At supper this evening I was talking to a Canadian friend of mine and at one point I said, "Remember that time I said, 'Fuck you' to you, twice?" "Umm, no. You say that to me all the time." "No, that one time when I really meant it?" He just gave me a blank stare. Instead of feeling bad for cursing at him I thought, "Oh shit, I am using the same curse words so often that they have lost their meaning. What the hell am I supposed to say to him now? I am so unoriginal. How about, 'Sod off, cocksucker?' No, that doesn't sound right."

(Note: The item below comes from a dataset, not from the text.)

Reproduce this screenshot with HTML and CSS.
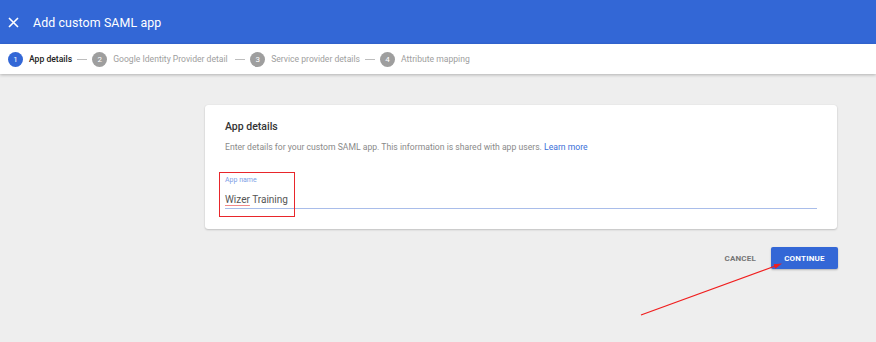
FILE: index.html
```html
<!DOCTYPE html>
<html lang="en">
<head>
  <meta charset="UTF-8">
  <title>Add custom SAML app</title>
  <link rel="stylesheet" href="styles.css">
</head>
<body>
  <header class="appbar">
    <button class="close-btn" aria-label="Close">
      <svg width="11" height="11" viewBox="0 0 11 11"><path d="M1 1L10 10M10 1L1 10" stroke="#fff" stroke-width="1.6" fill="none"/></svg>
    </button>
    <h1 class="appbar-title">Add custom SAML app</h1>
  </header>

  <nav class="stepper">
    <div class="step active"><span class="step-num">1</span><span class="step-label">App details</span></div>
    <span class="step-line"></span>
    <div class="step"><span class="step-num">2</span><span class="step-label wide">Google Identity Provider detail</span></div>
    <span class="step-line"></span>
    <div class="step"><span class="step-num">3</span><span class="step-label">Service provider details</span></div>
    <span class="step-line"></span>
    <div class="step"><span class="step-num">4</span><span class="step-label">Attribute mapping</span></div>
  </nav>

  <main class="content">
    <section class="card">
      <h2 class="card-title">App details</h2>
      <p class="card-desc">Enter details for your custom SAML app. This information is shared with app users. <a href="#">Learn more</a></p>
      <div class="field">
        <label class="field-label">App name</label>
        <div class="field-input"><span class="typo">Wizer</span> Training</div>
        <span class="highlight-box"></span>
      </div>
    </section>
    <div class="actions">
      <button class="btn-text">CANCEL</button>
      <button class="btn-primary">CONTINUE</button>
    </div>
  </main>

  <svg class="annot-arrow" width="876" height="342" viewBox="0 0 876 342">
    <line x1="641" y1="315" x2="778" y2="265" stroke="#f01e1e" stroke-width="1.3"/>
    <path d="M782 263.5L773.5 264.2L775.3 268.8Z" fill="#f01e1e"/>
  </svg>
</body>
</html>
```

FILE: styles.css
```css
body {
  margin: 0;
  background: #eeeeee;
  font-family: Roboto, "Liberation Sans", sans-serif;
  color: #212121;
  width: 876px;
  height: 342px;
  overflow: hidden;
  position: relative;
}

.appbar {
  height: 44px;
  background: #3367d6;
  display: flex;
  align-items: center;
  padding-left: 8px;
}

.close-btn {
  background: none;
  border: none;
  padding: 0;
  width: 11px;
  height: 11px;
  display: flex;
  margin-right: 14px;
  margin-top: 1px;
}

.appbar-title {
  margin: 0;
  font-size: 12.4px;
  font-weight: 400;
  color: #fff;
  letter-spacing: 0.1px;
}

.stepper {
  height: 30px;
  background: #fff;
  display: flex;
  align-items: center;
  padding-left: 8px;
  box-shadow: 0 1px 3px rgba(0,0,0,0.25);
  position: relative;
  z-index: 1;
}

.step {
  display: flex;
  align-items: center;
  gap: 6px;
}

.step-num {
  width: 15px;
  height: 15px;
  border-radius: 50%;
  background: #9e9e9e;
  color: #fff;
  font-size: 8px;
  display: flex;
  align-items: center;
  justify-content: center;
}

.step-label {
  font-size: 8.6px;
  color: #9e9e9e;
  white-space: nowrap;
}

.step-label.wide { min-width: 117px; }

.step.active .step-num { background: #3367d6; }
.step.active .step-label { color: #212121; font-weight: 500; }

.step-line {
  width: 10px;
  height: 1px;
  background: #bdbdbd;
  margin: 0 5px;
}

.content {
  padding: 31px 0 0 205px;
  width: 632px;
}

.card {
  background: #fff;
  border-radius: 3px;
  box-shadow: 0 1px 2px rgba(0,0,0,0.18), 0 0 1px rgba(0,0,0,0.12);
  height: 124px;
  padding: 15px 20px 0;
  box-sizing: border-box;
}

.card-title {
  margin: 0;
  font-size: 10.5px;
  font-weight: 500;
  color: #333;
  line-height: 14px;
}

.card-desc {
  margin: 7px 0 0;
  font-size: 8.65px;
  color: #8a8a8a;
  line-height: 12px;
}

.card-desc a {
  color: #3b6fd8;
  text-decoration: none;
}

.field {
  position: relative;
  margin-top: 23px;
  border-bottom: 1.5px solid #a9bdea;
  padding-bottom: 1px;
}

.field-label {
  display: block;
  font-size: 7px;
  color: #7ea0e6;
  line-height: 9px;
}

.field-input {
  font-size: 10px;
  color: #555;
  line-height: 14px;
  margin-top: 8px;
}

.typo {
  text-decoration: underline solid #f08a8a;
  text-decoration-thickness: 1px;
  text-underline-offset: 2px;
}

.highlight-box {
  position: absolute;
  left: -6px;
  top: -4px;
  width: 74px;
  height: 43px;
  border: 1.5px solid #e8262b;
}

.actions {
  display: flex;
  justify-content: flex-end;
  align-items: center;
  margin-top: 18px;
  margin-right: -1px;
  gap: 15px;
}

.btn-text {
  background: none;
  border: none;
  font-family: inherit;
  font-size: 8px;
  font-weight: 700;
  color: #757575;
  padding: 0;
  letter-spacing: 0.2px;
}

.btn-primary {
  background: #3367d6;
  border: none;
  border-radius: 2px;
  color: #fff;
  font-family: inherit;
  font-size: 8px;
  font-weight: 700;
  letter-spacing: 0.2px;
  width: 67px;
  height: 22px;
  box-shadow: 0 1px 2px rgba(0,0,0,0.25);
}

.annot-arrow {
  position: absolute;
  left: 0;
  top: 0;
  pointer-events: none;
}
```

Want to hear a pathetic story? One of my neighbors I used to have a crush on wants to borrow some nailpolish to patch up the paint of his bike (so he says). He said he'd stop by after dinner. I went out to the grocery store after dinner but made sure to text him and tell him that I was going to be gone for quite awhile but back later and to text when he wanted to come over. While I was at the store I bought a new candle. I think I was trying to tell myself it was because my old one was nearly spent and my room could use one. But, my secret motivation was that it would smell nice for him. Yeah, it has come to that. I am trying to woo the guy who wants to borrow my nailpolish. Thank God I find that funny or I would have to find an apartment with a bathtub to slit my wrists in and I couldn't afford one of those in this city.
SIDENOTE: He didn't show up or text and the candle smells vaguely like an old lady.
Tomorrow is my last day working for the Canadian Postal Service. I am terribly excited but I fear it will be another horrible day. But in a certain way I would like to postpone my last day. I know, it sounds insane but now I am in a place where they almost can't really fire me. I can do whatever I want. I no longer care about the job or have a huge threat of being fired. It's amazing. I feel like Peter on Office Space except I am not going home at night to watch Kung Fu with my sweetheart. Damn.
So I just watched a clip on yahoo.ca news about the Tibetan mastiff dog that is selling for half a million bucks in China right now. The American Kennel Club representative in the video when asked if they were a good family dog went on for a bit about how loyal and protective they are and then added, "They are so smart they get bored." If it is true that you have to be smart to get bored then I must be VERY smart.
Tip of the Day: Be like your parents in a good way just make sure you don't be your parents.